* **TASK INSTRUCTIONS**
Restate all of the entries exactly, dropping any pictures they hold.

* **INPUT ROWS**
_ _ _

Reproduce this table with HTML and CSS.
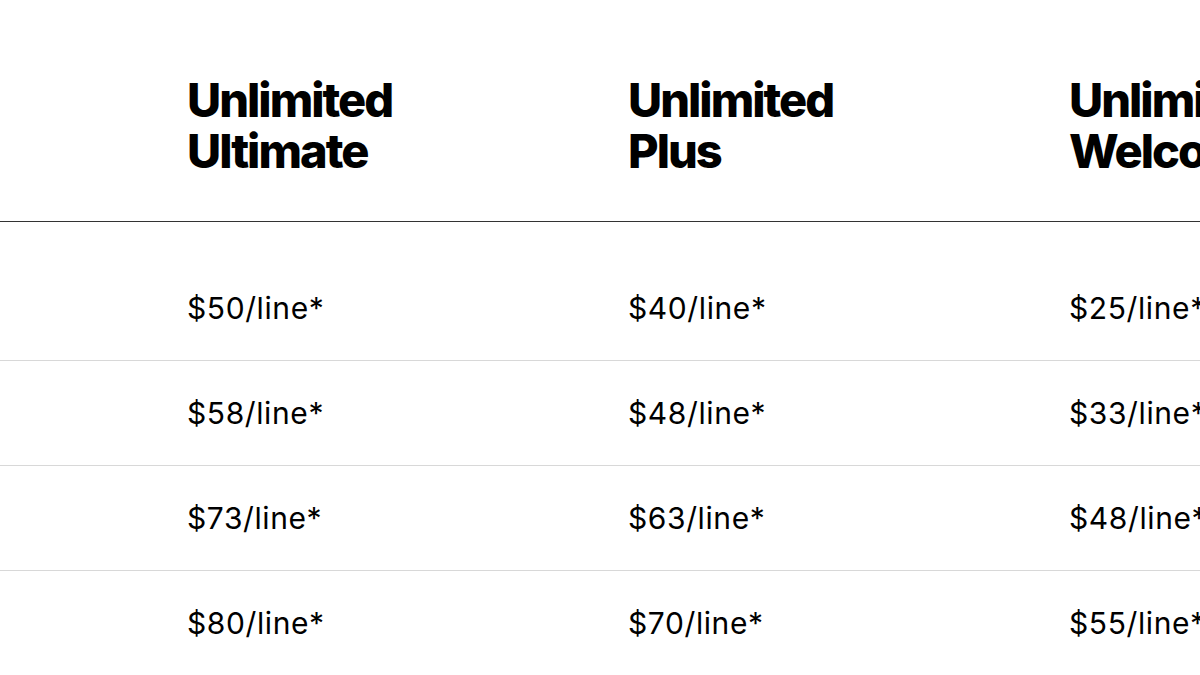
FILE: index.html
```html
<!DOCTYPE html>
<html lang="en">
<head>
<meta charset="utf-8">
<title>Unlimited plans</title>
<link rel="stylesheet" href="styles.css">
</head>
<body>
<div class="compare">
  <div class="row head">
    <div class="cell label"></div>
    <div class="cell plan">Unlimited<br>Ultimate</div>
    <div class="cell plan">Unlimited<br>Plus</div>
    <div class="cell plan">Unlimited<br>Welcome</div>
  </div>
  <div class="body">
    <div class="row price-row">
      <div class="cell label"></div>
      <div class="cell price">$50/line*</div>
      <div class="cell price">$40/line*</div>
      <div class="cell price">$25/line*</div>
    </div>
    <div class="row price-row">
      <div class="cell label"></div>
      <div class="cell price">$58/line*</div>
      <div class="cell price">$48/line*</div>
      <div class="cell price">$33/line*</div>
    </div>
    <div class="row price-row">
      <div class="cell label"></div>
      <div class="cell price">$73/line*</div>
      <div class="cell price">$63/line*</div>
      <div class="cell price">$48/line*</div>
    </div>
    <div class="row price-row">
      <div class="cell label"></div>
      <div class="cell price">$80/line*</div>
      <div class="cell price">$70/line*</div>
      <div class="cell price">$55/line*</div>
    </div>
  </div>
</div>
</body>
</html>
```

FILE: styles.css
```css
html, body {
  margin: 0;
  padding: 0;
  background: #fff;
}
body {
  width: 1200px;
  height: 675px;
  overflow: hidden;
  font-family: Inter, "Liberation Sans", Arial, sans-serif;
  color: #000;
}
.compare {
  width: 1200px;
  overflow: hidden;
}
.row {
  display: grid;
  grid-template-columns: 187px 441px 441px 441px;
  width: 1510px;
}
.head {
  padding: 74px 0 45px;
  border-bottom: 1px solid #333;
}
.plan {
  font-size: 47px;
  font-weight: 800;
  line-height: 51px;
  letter-spacing: -2px;
  white-space: nowrap;
}
.body {
  padding-top: 34px;
}
.price-row {
  padding: 34px 0;
}
.price-row + .price-row {
  border-top: 1px solid #d8d8d8;
}
.price {
  font-size: 30px;
  font-weight: 400;
  line-height: 36px;
  letter-spacing: 0.6px;
  white-space: nowrap;
}
```
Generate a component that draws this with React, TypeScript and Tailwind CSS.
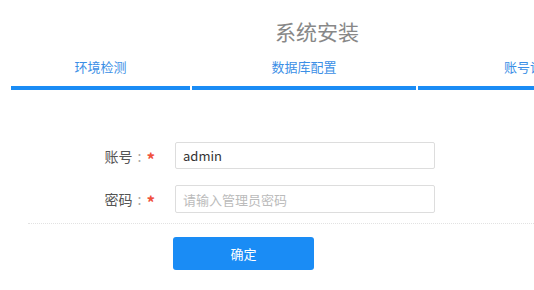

_ _ _

* **CORRECT ANSWER**
Reproduce this table with HTML and CSS.
FILE: index.html
```html
<!DOCTYPE html>
<html lang="en">
<head>
<meta charset="utf-8">
<title>Unlimited plans</title>
<link rel="stylesheet" href="styles.css">
</head>
<body>
<div class="compare">
  <div class="row head">
    <div class="cell label"></div>
    <div class="cell plan">Unlimited<br>Ultimate</div>
    <div class="cell plan">Unlimited<br>Plus</div>
    <div class="cell plan">Unlimited<br>Welcome</div>
  </div>
  <div class="body">
    <div class="row price-row">
      <div class="cell label"></div>
      <div class="cell price">$50/line*</div>
      <div class="cell price">$40/line*</div>
      <div class="cell price">$25/line*</div>
    </div>
    <div class="row price-row">
      <div class="cell label"></div>
      <div class="cell price">$58/line*</div>
      <div class="cell price">$48/line*</div>
      <div class="cell price">$33/line*</div>
    </div>
    <div class="row price-row">
      <div class="cell label"></div>
      <div class="cell price">$73/line*</div>
      <div class="cell price">$63/line*</div>
      <div class="cell price">$48/line*</div>
    </div>
    <div class="row price-row">
      <div class="cell label"></div>
      <div class="cell price">$80/line*</div>
      <div class="cell price">$70/line*</div>
      <div class="cell price">$55/line*</div>
    </div>
  </div>
</div>
</body>
</html>
```

FILE: styles.css
```css
html, body {
  margin: 0;
  padding: 0;
  background: #fff;
}
body {
  width: 1200px;
  height: 675px;
  overflow: hidden;
  font-family: Inter, "Liberation Sans", Arial, sans-serif;
  color: #000;
}
.compare {
  width: 1200px;
  overflow: hidden;
}
.row {
  display: grid;
  grid-template-columns: 187px 441px 441px 441px;
  width: 1510px;
}
.head {
  padding: 74px 0 45px;
  border-bottom: 1px solid #333;
}
.plan {
  font-size: 47px;
  font-weight: 800;
  line-height: 51px;
  letter-spacing: -2px;
  white-space: nowrap;
}
.body {
  padding-top: 34px;
}
.price-row {
  padding: 34px 0;
}
.price-row + .price-row {
  border-top: 1px solid #d8d8d8;
}
.price {
  font-size: 30px;
  font-weight: 400;
  line-height: 36px;
  letter-spacing: 0.6px;
  white-space: nowrap;
}
```
Generate a component that draws this with React, TypeScript and Tailwind CSS.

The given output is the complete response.